— REQUIRED TASK —
Scan the listing and work out how many lines contain the word "this". Nothing but the number should be given.

____

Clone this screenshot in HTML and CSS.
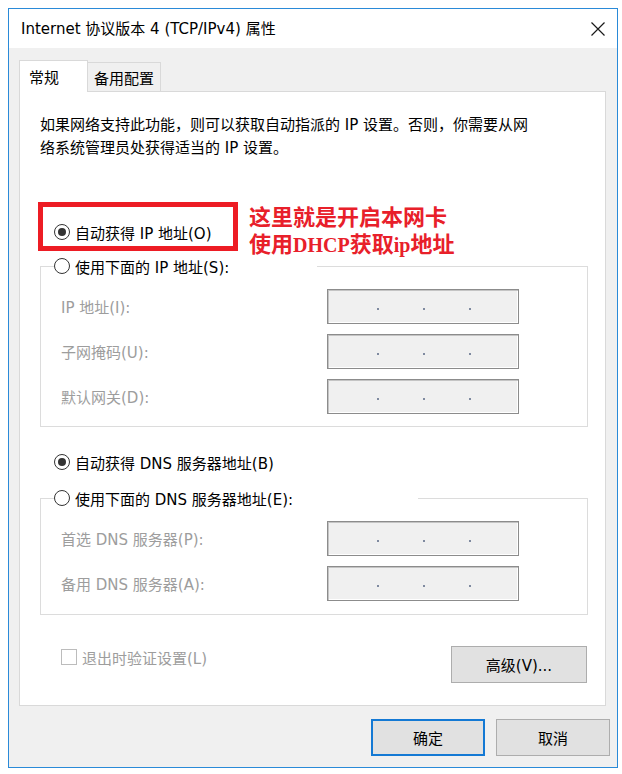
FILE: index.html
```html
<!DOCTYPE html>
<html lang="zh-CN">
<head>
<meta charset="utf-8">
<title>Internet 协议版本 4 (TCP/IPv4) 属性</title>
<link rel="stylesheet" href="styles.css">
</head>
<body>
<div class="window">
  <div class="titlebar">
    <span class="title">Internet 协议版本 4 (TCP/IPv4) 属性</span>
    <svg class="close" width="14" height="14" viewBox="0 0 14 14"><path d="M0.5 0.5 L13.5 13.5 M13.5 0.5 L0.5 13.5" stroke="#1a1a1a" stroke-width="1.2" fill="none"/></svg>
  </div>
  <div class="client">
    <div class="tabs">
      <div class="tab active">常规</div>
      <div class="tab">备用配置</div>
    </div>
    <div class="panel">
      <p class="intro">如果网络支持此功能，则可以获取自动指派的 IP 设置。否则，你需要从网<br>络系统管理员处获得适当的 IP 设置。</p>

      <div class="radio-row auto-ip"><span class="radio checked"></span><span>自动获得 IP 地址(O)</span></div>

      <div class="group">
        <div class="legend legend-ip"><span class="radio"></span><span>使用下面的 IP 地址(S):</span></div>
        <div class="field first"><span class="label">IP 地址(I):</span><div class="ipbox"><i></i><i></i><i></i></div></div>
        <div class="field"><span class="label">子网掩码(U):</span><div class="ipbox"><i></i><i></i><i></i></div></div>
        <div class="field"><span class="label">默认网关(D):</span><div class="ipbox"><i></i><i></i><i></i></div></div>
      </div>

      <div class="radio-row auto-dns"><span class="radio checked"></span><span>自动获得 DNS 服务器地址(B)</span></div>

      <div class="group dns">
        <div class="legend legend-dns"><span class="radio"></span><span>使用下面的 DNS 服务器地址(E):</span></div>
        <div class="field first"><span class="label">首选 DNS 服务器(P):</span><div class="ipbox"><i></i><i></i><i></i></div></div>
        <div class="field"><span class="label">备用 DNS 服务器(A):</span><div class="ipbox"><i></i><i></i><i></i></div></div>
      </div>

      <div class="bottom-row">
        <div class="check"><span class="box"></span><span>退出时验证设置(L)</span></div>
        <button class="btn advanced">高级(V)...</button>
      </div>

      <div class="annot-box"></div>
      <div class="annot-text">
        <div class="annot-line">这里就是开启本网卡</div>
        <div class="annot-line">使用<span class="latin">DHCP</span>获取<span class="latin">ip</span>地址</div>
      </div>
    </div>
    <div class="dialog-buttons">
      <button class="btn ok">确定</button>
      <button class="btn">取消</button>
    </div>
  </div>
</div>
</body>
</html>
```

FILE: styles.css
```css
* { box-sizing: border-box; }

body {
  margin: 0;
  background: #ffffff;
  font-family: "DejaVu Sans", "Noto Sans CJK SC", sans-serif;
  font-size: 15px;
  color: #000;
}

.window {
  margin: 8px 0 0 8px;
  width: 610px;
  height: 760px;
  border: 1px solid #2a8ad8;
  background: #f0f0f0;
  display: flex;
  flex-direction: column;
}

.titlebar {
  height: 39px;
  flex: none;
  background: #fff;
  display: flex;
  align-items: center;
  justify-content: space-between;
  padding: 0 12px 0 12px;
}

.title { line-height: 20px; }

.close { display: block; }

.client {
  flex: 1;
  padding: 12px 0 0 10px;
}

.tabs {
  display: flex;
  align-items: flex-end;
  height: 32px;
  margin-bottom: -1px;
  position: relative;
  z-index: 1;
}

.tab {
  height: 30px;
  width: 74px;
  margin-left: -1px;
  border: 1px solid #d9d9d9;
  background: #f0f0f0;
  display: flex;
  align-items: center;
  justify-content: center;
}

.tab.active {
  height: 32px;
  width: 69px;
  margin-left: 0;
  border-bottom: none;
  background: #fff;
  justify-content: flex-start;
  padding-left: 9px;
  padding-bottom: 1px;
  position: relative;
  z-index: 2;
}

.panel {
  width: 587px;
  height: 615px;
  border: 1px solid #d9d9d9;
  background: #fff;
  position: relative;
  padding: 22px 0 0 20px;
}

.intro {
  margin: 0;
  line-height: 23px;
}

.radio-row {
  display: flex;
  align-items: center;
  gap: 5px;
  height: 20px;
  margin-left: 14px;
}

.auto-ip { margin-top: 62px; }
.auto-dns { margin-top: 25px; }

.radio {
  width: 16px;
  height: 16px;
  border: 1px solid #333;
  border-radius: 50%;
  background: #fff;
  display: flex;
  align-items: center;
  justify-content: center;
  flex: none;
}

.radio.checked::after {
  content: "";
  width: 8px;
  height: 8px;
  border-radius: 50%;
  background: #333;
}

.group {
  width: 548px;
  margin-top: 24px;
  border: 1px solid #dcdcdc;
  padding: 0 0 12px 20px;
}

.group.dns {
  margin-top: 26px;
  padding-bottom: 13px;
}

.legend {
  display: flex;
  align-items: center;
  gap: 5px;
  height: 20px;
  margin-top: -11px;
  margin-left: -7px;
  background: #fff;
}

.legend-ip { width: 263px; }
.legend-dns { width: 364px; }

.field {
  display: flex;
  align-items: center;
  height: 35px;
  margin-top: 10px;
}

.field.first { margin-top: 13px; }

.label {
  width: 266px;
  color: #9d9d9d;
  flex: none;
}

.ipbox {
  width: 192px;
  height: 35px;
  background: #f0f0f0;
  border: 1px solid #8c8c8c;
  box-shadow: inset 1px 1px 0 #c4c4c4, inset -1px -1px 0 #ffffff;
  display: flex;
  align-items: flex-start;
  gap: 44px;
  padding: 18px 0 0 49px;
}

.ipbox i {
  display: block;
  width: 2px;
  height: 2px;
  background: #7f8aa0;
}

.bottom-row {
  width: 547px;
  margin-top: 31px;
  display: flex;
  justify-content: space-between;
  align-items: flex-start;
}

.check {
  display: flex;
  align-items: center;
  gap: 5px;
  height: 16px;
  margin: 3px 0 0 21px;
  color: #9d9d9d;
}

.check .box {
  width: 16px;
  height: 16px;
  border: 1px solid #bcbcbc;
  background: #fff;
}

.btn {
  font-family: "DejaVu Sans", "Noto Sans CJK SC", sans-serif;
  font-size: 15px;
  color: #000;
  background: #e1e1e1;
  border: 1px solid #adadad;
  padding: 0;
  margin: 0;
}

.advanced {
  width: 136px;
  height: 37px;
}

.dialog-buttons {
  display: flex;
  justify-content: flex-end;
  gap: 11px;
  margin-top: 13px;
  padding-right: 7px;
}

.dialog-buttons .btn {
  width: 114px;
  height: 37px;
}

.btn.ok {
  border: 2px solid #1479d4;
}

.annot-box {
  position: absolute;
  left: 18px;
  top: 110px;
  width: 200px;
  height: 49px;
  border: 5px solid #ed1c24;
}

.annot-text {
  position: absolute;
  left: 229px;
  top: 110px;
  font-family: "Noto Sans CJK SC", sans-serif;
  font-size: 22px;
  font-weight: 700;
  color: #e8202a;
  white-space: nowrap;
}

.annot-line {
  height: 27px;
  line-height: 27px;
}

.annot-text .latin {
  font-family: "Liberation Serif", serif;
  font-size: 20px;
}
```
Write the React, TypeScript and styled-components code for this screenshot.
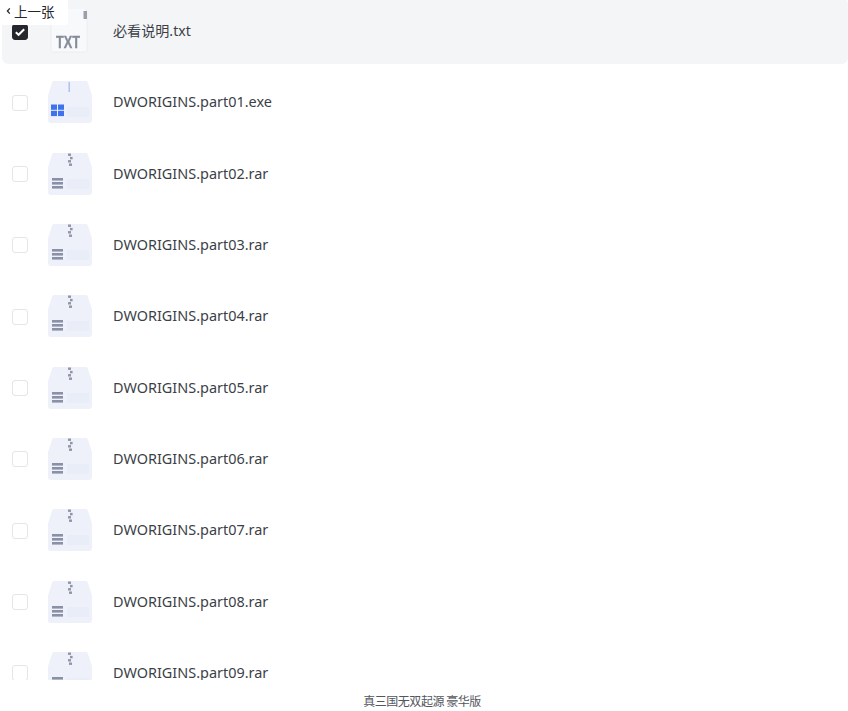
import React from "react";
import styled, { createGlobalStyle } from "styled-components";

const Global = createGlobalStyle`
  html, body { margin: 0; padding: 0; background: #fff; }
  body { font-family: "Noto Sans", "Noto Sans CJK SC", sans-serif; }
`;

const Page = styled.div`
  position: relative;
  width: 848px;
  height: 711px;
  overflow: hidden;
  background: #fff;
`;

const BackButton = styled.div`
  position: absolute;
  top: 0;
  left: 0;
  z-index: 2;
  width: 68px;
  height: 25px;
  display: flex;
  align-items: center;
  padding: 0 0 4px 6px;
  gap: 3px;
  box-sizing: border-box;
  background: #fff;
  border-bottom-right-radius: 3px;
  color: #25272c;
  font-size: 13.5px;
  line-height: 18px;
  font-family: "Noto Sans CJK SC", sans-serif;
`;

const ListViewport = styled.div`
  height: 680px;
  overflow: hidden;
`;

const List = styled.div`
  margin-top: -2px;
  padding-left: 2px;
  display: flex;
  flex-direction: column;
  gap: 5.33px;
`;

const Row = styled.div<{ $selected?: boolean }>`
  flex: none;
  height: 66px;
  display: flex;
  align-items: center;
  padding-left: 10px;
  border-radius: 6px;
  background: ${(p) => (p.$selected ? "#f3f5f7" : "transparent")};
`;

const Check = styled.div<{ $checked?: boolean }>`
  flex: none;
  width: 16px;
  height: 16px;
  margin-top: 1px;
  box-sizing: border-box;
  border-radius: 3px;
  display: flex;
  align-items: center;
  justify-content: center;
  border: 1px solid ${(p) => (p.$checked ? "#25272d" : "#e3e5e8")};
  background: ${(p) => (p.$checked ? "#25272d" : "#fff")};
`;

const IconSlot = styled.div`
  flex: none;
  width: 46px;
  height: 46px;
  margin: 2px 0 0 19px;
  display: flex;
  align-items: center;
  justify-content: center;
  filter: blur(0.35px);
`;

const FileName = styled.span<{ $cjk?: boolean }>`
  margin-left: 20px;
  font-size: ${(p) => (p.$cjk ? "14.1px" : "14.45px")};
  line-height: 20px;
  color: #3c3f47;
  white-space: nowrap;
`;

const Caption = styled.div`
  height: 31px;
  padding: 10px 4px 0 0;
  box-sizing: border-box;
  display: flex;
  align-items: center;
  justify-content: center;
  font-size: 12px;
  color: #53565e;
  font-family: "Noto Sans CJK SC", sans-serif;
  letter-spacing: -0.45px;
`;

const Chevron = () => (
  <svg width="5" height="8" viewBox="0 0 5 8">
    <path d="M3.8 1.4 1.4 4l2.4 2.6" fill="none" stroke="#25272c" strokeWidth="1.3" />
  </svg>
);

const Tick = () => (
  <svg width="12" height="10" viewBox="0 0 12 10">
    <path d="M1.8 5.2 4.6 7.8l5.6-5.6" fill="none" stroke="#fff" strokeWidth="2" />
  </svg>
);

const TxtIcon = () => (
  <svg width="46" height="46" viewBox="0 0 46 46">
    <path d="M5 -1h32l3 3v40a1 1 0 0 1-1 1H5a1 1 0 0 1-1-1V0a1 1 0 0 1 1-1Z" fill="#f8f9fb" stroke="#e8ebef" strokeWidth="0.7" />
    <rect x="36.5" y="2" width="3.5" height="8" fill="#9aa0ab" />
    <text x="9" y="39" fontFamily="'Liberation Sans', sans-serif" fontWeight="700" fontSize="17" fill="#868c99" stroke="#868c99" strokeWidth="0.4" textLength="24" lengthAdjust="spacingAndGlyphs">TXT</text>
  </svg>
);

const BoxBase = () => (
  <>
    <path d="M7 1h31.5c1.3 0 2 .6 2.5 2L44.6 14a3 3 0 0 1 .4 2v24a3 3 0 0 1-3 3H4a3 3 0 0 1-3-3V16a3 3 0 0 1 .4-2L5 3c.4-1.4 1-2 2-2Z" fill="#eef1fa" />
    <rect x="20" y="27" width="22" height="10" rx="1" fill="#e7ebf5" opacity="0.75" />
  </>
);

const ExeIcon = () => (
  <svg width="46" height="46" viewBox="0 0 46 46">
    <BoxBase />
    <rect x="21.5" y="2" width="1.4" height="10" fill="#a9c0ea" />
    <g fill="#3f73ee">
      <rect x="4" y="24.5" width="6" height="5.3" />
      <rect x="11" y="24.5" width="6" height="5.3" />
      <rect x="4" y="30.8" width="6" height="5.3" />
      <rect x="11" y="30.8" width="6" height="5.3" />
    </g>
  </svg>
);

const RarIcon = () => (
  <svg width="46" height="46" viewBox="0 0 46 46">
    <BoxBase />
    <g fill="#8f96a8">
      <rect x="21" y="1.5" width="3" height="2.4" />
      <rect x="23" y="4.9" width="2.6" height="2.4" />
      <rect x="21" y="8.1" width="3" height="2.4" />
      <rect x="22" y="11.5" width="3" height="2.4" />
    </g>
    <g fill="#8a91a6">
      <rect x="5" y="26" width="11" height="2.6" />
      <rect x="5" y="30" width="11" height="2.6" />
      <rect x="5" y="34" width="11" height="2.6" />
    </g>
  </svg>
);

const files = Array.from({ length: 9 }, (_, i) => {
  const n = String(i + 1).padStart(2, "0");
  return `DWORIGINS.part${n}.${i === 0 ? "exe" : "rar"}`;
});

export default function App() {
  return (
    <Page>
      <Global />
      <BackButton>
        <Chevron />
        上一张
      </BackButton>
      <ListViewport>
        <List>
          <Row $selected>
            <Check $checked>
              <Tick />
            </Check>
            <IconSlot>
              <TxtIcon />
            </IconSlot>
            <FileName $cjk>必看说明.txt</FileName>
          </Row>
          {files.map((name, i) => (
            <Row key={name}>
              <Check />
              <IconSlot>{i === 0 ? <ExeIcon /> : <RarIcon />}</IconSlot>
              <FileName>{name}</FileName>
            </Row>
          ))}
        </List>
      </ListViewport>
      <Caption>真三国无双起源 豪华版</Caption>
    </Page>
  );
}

____

— CORRECT RESPONSE —
2